Croydex is a leading and niche UK supplier of branded bathroom furnishings and accessories (including shower curtains, rods and rails, shelving, storage, mirrors, shower heads, panels and seats). Similar to Vado, its business model is design, source and distribute – again with a Far East supply chain – with some light assembly and despatch from its warehouse and office premises in Hampshire. It has a strong portfolio of proprietary innovative fixings developed by an in-house design team and which apply across the product range. Bathroom renewal spending is the primary demand driver and, prior to joining Norcros, retail (including the leading DIY sheds and some general retailers) was the slightly larger distribution channel compared to trade (via traditional merchants, plumbing/bathroom specialists and certain online B2C suppliers). Non UK sales have historically been modest. Norcros had not owned Croydex for two full years by the end of FY17 but revenue has risen by 24% against pre-acquisition levels. During this time, the growth has been generated by increasing retail listings and broadening the range carried by specific customers. Croydex has a common sub-sector focus to Triton where replacement/upgrades account for a significant proportion of the shower market. We would expect this to have been beneficial to the revenue progress achieved. Trade sales have been more stable while some momentum is visible in export markets from a comparatively low base. Within the Norcros group, Croydex has launched its fixings and accessories into both Vado and Tile Africa.

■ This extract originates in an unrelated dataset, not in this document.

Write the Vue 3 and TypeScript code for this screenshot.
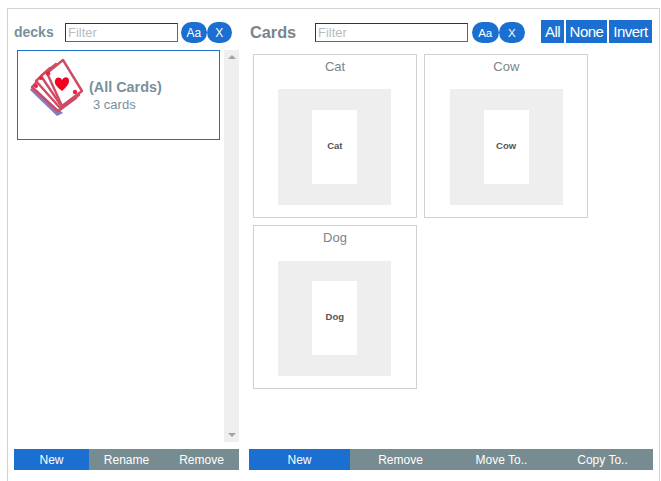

Abode Home Products (March 2016) www.abodedesigns.co.uk

Similar to Vado, Abode designs, sources and distributes high-quality home products including multi-functional kitchen taps bathroom taps, shower controls – with a particular strength in thermostatic controls – sinks and other showering accessories. This latest addition to the UK portfolio brought a narrower customer focus into specialist trade and retail outlets, supplied with both branded and own-label products. Exposure to DIY and general merchants is understood to have been limited. In the first 12 months of ownership by Norcros, revenue grew by 5% y-o-y with comparable margins to pre-acquisition levels (c 6%). Management noted progress with new listings, branded sales and new product introductions. We would expect this to translate to improved revenue and profitability as these effects gain momentum into FY18. They are run independently but Abode and Vado have clear alignment; Abode adds kitchen taps to the UK offering and extends the range in bathroom products. Moreover, it brings complementary distribution relationships and clear joint sourcing/common supply chain potential.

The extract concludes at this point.